Every line below should be copied exactly; drop the pictures.

DATASET SECTION
*****

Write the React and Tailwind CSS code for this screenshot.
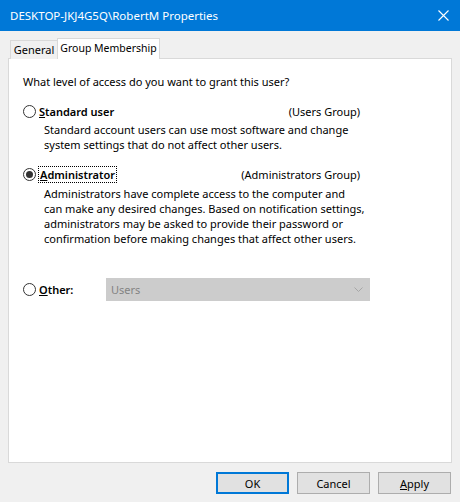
import React from "react";

const font = { fontFamily: '"Noto Sans", "Open Sans", sans-serif' };

function Radio({ checked }) {
  return (
    <span className="flex h-[13px] w-[13px] shrink-0 items-center justify-center rounded-full border border-[#333333] bg-white">
      {checked && <span className="h-[7px] w-[7px] rounded-full bg-[#333333]" />}
    </span>
  );
}

function Btn({ children, primary }) {
  return (
    <button
      className={
        primary
          ? "h-[22px] w-[73px] border-2 border-[#0078d7] bg-[#e1e1e1] text-[11px] leading-none text-black"
          : "h-[22px] w-[73px] border border-[#adadad] bg-[#e1e1e1] text-[11px] leading-none text-black"
      }
    >
      {children}
    </button>
  );
}

export default function App() {
  return (
    <div className="flex h-[502px] w-[460px] flex-col bg-[#f0f0f0] text-[11px] text-black" style={font}>
      {/* title bar */}
      <div className="flex h-[31px] items-center justify-between bg-[#0078d7] pl-[10px] pr-[11px] text-white">
        <span className="text-[11.5px]">DESKTOP-JKJ4G5Q\RobertM Properties</span>
        <svg width="11" height="11" viewBox="0 0 11 11">
          <path d="M0.5 0.5 L10.5 10.5 M10.5 0.5 L0.5 10.5" stroke="white" strokeWidth="1.1" />
        </svg>
      </div>

      <div className="flex flex-1 flex-col px-[8px] pt-[7px]">
        {/* tabs */}
        <div className="relative z-10 -mb-px ml-[2px] flex items-end">
          <div className="flex h-[19px] w-[47px] items-center justify-center whitespace-nowrap border-l border-t border-[#d9d9d9] bg-[#f0f0f0]">
            General
          </div>
          <div className="flex h-[21px] w-[103px] items-center justify-center whitespace-nowrap border-x border-t border-[#d9d9d9] bg-white text-[10.5px]">
            Group Membership
          </div>
        </div>

        {/* panel */}
        <div className="flex h-[405px] flex-col border border-[#d9d9d9] bg-white pl-[14px] leading-[15px]">
          <p className="mt-[15px]">What level of access do you want to grant this user?</p>

          <div className="mt-[14px] flex h-[16px] w-[337px] items-center">
            <Radio />
            <span className="ml-[3px] flex-1 font-semibold">
              <u>S</u>tandard user
            </span>
            <span>(Users Group)</span>
          </div>
          <p className="ml-[21px] mt-[3px]">
            Standard account users can use most software and change
            <br />
            system settings that do not affect other users.
          </p>

          <div className="mt-[14px] flex h-[17px] w-[337px] items-center">
            <Radio checked />
            <span className="ml-[2px] flex-1">
              <span className="border border-dotted border-black px-px font-semibold">
                <u>A</u>dministrator
              </span>
            </span>
            <span>(Administrators Group)</span>
          </div>
          <p className="ml-[21px] mt-[3px]">
            Administrators have complete access to the computer and
            <br />
            can make any desired changes. Based on notification settings,
            <br />
            administrators may be asked to provide their password or
            <br />
            confirmation before making changes that affect other users.
          </p>

          <div className="mt-[32px] flex h-[23px] items-center">
            <Radio />
            <span className="ml-[3px] w-[67px] font-semibold">
              <u>O</u>ther:
            </span>
            <div className="flex h-[23px] w-[264px] items-center justify-between border border-[#cccccc] bg-[#cccccc] pl-[4px] pr-[6px] text-[#838383]">
              <span>Users</span>
              <svg width="9" height="6" viewBox="0 0 9 6">
                <path d="M0.5 0.5 L4.5 4.5 L8.5 0.5" fill="none" stroke="#a6a6a6" strokeWidth="1" />
              </svg>
            </div>
          </div>
        </div>

        {/* dialog buttons */}
        <div className="mt-[9px] flex justify-end gap-[8px] pr-px">
          <Btn primary>OK</Btn>
          <Btn>Cancel</Btn>
          <Btn>
            <u>A</u>pply
          </Btn>
        </div>
      </div>
    </div>
  );
}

*****

EXERCISE OUTPUT
Write the React and Tailwind CSS code for this screenshot.
import React from "react";

const font = { fontFamily: '"Noto Sans", "Open Sans", sans-serif' };

function Radio({ checked }) {
  return (
    <span className="flex h-[13px] w-[13px] shrink-0 items-center justify-center rounded-full border border-[#333333] bg-white">
      {checked && <span className="h-[7px] w-[7px] rounded-full bg-[#333333]" />}
    </span>
  );
}

function Btn({ children, primary }) {
  return (
    <button
      className={
        primary
          ? "h-[22px] w-[73px] border-2 border-[#0078d7] bg-[#e1e1e1] text-[11px] leading-none text-black"
          : "h-[22px] w-[73px] border border-[#adadad] bg-[#e1e1e1] text-[11px] leading-none text-black"
      }
    >
      {children}
    </button>
  );
}

export default function App() {
  return (
    <div className="flex h-[502px] w-[460px] flex-col bg-[#f0f0f0] text-[11px] text-black" style={font}>
      {/* title bar */}
      <div className="flex h-[31px] items-center justify-between bg-[#0078d7] pl-[10px] pr-[11px] text-white">
        <span className="text-[11.5px]">DESKTOP-JKJ4G5Q\RobertM Properties</span>
        <svg width="11" height="11" viewBox="0 0 11 11">
          <path d="M0.5 0.5 L10.5 10.5 M10.5 0.5 L0.5 10.5" stroke="white" strokeWidth="1.1" />
        </svg>
      </div>

      <div className="flex flex-1 flex-col px-[8px] pt-[7px]">
        {/* tabs */}
        <div className="relative z-10 -mb-px ml-[2px] flex items-end">
          <div className="flex h-[19px] w-[47px] items-center justify-center whitespace-nowrap border-l border-t border-[#d9d9d9] bg-[#f0f0f0]">
            General
          </div>
          <div className="flex h-[21px] w-[103px] items-center justify-center whitespace-nowrap border-x border-t border-[#d9d9d9] bg-white text-[10.5px]">
            Group Membership
          </div>
        </div>

        {/* panel */}
        <div className="flex h-[405px] flex-col border border-[#d9d9d9] bg-white pl-[14px] leading-[15px]">
          <p className="mt-[15px]">What level of access do you want to grant this user?</p>

          <div className="mt-[14px] flex h-[16px] w-[337px] items-center">
            <Radio />
            <span className="ml-[3px] flex-1 font-semibold">
              <u>S</u>tandard user
            </span>
            <span>(Users Group)</span>
          </div>
          <p className="ml-[21px] mt-[3px]">
            Standard account users can use most software and change
            <br />
            system settings that do not affect other users.
          </p>

          <div className="mt-[14px] flex h-[17px] w-[337px] items-center">
            <Radio checked />
            <span className="ml-[2px] flex-1">
              <span className="border border-dotted border-black px-px font-semibold">
                <u>A</u>dministrator
              </span>
            </span>
            <span>(Administrators Group)</span>
          </div>
          <p className="ml-[21px] mt-[3px]">
            Administrators have complete access to the computer and
            <br />
            can make any desired changes. Based on notification settings,
            <br />
            administrators may be asked to provide their password or
            <br />
            confirmation before making changes that affect other users.
          </p>

          <div className="mt-[32px] flex h-[23px] items-center">
            <Radio />
            <span className="ml-[3px] w-[67px] font-semibold">
              <u>O</u>ther:
            </span>
            <div className="flex h-[23px] w-[264px] items-center justify-between border border-[#cccccc] bg-[#cccccc] pl-[4px] pr-[6px] text-[#838383]">
              <span>Users</span>
              <svg width="9" height="6" viewBox="0 0 9 6">
                <path d="M0.5 0.5 L4.5 4.5 L8.5 0.5" fill="none" stroke="#a6a6a6" strokeWidth="1" />
              </svg>
            </div>
          </div>
        </div>

        {/* dialog buttons */}
        <div className="mt-[9px] flex justify-end gap-[8px] pr-px">
          <Btn primary>OK</Btn>
          <Btn>Cancel</Btn>
          <Btn>
            <u>A</u>pply
          </Btn>
        </div>
      </div>
    </div>
  );
}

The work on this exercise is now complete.